▸ **PROBLEM TO WORK ON**:
Copy out all lines of the records in which the word "this" appears.

▸ **RECORDS SUPPLIED**:
-------------------------

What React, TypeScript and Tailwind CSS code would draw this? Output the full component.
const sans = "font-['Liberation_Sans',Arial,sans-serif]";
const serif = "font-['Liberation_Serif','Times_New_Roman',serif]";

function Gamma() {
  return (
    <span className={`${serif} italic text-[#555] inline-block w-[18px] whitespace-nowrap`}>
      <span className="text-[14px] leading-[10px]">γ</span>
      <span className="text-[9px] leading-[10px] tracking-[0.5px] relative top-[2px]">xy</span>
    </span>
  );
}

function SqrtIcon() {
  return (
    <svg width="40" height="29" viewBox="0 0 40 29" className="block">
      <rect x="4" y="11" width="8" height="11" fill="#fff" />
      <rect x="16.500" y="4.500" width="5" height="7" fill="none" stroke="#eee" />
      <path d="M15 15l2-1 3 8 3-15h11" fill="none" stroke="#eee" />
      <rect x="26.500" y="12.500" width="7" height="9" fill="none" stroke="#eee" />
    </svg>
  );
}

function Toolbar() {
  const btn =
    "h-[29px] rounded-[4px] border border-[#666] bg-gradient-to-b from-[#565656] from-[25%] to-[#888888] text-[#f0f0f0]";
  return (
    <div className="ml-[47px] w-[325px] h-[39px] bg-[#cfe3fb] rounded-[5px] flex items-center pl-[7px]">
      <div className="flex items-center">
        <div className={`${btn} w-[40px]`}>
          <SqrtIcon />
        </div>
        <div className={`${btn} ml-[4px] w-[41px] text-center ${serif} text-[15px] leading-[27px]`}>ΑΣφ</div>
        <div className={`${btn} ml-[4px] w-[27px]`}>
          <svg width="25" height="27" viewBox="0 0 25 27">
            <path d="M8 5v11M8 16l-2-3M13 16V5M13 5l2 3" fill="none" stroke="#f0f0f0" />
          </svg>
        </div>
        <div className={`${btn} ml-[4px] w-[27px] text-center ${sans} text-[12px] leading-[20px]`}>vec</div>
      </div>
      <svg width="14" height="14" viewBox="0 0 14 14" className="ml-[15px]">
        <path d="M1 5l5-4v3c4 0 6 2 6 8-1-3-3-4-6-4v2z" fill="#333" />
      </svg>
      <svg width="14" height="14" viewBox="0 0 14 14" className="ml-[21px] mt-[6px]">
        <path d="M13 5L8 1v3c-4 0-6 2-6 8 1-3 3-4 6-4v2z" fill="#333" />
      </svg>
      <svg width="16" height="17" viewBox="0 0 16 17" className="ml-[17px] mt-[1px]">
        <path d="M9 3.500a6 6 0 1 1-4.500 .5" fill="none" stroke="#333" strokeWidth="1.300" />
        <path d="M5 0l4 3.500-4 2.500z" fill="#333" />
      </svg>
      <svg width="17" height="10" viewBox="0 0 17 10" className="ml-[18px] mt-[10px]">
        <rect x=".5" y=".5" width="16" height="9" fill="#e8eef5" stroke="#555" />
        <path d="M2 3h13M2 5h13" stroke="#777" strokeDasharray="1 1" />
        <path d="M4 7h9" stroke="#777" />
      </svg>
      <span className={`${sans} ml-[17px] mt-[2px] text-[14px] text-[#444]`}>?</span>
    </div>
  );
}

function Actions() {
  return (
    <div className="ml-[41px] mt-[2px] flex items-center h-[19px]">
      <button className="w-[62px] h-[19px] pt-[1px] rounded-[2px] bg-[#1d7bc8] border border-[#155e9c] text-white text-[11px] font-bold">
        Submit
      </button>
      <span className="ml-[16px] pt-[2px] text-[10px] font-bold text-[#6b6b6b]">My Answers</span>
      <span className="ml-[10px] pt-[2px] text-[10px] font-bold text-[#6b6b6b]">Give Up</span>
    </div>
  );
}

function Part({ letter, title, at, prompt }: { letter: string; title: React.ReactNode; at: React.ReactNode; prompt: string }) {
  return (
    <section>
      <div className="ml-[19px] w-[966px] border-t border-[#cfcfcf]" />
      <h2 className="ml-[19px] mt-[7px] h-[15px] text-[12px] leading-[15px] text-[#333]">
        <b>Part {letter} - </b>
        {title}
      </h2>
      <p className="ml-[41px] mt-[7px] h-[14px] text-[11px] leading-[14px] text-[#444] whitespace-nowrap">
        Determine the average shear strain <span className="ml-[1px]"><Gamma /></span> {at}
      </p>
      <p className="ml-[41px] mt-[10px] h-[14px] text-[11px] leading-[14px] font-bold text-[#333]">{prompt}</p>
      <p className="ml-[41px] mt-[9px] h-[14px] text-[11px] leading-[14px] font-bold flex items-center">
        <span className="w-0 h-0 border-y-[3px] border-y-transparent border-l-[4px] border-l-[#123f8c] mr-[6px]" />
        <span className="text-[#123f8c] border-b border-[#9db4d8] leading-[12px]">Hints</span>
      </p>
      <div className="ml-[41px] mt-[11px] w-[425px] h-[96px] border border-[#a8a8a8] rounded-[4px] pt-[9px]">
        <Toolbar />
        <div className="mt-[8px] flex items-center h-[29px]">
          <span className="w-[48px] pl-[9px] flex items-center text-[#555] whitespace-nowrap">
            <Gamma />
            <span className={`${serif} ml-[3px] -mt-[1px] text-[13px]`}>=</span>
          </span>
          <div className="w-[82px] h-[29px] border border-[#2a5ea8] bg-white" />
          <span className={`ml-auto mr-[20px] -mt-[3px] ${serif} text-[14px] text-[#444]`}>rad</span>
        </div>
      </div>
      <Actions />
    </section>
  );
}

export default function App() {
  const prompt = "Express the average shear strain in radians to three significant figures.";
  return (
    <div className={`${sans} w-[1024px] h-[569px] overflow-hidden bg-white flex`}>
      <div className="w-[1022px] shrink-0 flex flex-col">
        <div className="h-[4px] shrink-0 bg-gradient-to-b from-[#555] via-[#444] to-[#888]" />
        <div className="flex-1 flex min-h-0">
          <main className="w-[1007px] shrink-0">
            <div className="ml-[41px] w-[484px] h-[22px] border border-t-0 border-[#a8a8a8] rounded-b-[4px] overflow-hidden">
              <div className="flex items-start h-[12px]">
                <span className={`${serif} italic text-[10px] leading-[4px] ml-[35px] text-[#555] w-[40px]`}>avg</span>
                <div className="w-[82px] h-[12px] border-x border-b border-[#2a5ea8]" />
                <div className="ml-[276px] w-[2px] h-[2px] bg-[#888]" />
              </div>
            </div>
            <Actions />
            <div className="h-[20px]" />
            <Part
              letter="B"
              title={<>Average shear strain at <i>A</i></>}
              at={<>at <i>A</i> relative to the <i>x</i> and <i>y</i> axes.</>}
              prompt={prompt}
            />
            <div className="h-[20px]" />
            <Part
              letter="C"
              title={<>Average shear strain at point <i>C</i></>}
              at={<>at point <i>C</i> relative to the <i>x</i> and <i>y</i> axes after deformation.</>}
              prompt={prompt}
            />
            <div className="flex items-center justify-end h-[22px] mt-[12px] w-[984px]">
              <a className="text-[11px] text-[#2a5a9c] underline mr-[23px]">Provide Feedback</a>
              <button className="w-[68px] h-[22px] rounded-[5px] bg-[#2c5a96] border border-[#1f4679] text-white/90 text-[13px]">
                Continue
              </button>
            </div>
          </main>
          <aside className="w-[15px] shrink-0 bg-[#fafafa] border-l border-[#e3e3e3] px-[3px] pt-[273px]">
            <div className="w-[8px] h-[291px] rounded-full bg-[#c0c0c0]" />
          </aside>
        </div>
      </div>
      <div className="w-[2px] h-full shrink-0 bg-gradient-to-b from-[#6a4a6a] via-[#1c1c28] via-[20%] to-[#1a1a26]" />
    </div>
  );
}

-------------------------

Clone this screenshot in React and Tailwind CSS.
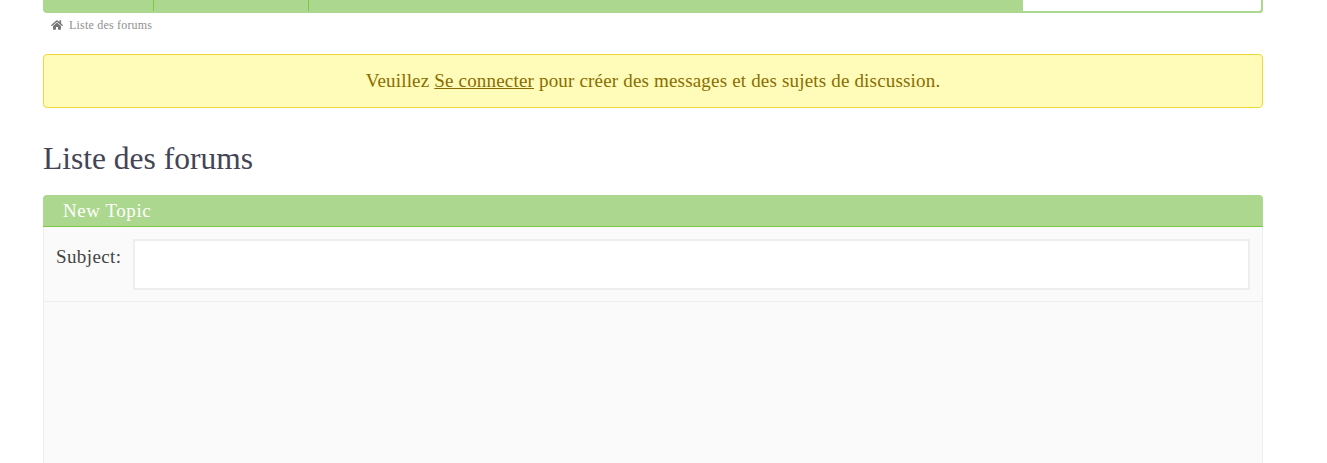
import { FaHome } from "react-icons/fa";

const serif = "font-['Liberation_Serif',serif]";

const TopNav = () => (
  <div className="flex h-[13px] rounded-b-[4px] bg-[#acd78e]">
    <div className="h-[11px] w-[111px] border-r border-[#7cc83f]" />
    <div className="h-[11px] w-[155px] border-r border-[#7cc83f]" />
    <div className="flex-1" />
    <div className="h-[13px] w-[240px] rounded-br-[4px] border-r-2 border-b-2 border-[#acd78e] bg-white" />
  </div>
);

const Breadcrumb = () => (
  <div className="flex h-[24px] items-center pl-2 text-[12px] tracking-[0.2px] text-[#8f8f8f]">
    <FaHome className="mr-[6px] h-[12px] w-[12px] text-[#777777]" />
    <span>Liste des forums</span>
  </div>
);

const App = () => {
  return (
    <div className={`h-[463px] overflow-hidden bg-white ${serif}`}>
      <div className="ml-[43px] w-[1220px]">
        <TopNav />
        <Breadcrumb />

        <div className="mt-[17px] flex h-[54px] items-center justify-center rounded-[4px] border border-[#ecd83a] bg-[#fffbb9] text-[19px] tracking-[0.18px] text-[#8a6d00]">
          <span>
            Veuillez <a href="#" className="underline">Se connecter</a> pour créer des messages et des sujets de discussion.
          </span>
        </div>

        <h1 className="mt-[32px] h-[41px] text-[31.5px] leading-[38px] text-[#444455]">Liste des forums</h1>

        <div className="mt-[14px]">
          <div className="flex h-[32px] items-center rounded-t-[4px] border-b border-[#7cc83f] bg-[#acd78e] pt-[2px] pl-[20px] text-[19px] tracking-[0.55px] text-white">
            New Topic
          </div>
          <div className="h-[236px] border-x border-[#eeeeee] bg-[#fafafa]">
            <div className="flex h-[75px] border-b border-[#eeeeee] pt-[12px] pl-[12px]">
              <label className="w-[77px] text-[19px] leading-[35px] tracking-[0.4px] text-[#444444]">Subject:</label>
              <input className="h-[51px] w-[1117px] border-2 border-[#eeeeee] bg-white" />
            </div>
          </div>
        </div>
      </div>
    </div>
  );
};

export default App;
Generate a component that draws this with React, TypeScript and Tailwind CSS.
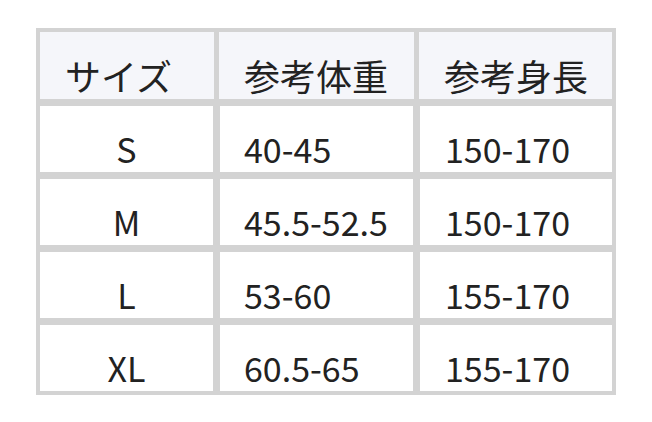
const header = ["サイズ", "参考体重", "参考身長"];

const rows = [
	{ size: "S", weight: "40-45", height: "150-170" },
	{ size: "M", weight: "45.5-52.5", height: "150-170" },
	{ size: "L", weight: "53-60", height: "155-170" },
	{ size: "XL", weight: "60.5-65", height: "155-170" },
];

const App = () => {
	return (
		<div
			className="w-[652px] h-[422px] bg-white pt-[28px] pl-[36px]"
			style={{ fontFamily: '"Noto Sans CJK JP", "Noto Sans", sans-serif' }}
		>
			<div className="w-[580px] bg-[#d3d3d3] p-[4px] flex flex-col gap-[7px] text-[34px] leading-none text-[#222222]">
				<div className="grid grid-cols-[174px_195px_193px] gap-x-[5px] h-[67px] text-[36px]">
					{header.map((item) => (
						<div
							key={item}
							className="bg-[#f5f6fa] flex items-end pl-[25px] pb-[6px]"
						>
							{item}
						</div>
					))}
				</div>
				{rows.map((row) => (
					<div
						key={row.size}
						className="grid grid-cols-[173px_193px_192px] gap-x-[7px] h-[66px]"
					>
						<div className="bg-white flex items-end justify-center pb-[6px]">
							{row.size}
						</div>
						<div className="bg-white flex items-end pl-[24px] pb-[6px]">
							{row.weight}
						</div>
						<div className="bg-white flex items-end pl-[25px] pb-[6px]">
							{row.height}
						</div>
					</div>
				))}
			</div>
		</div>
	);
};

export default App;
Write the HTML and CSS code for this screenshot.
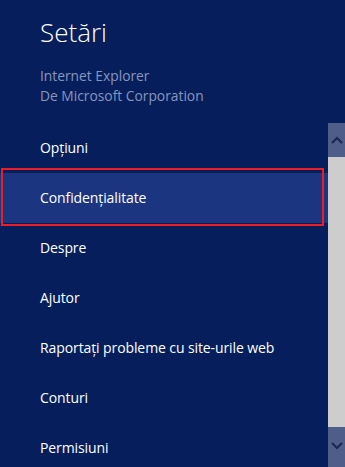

-------------------------

▸ **COMPLETED TASK**:
What React, TypeScript and Tailwind CSS code would draw this? Output the full component.
Clone this screenshot in React and Tailwind CSS.
Generate a component that draws this with React, TypeScript and Tailwind CSS.
Write the HTML and CSS code for this screenshot.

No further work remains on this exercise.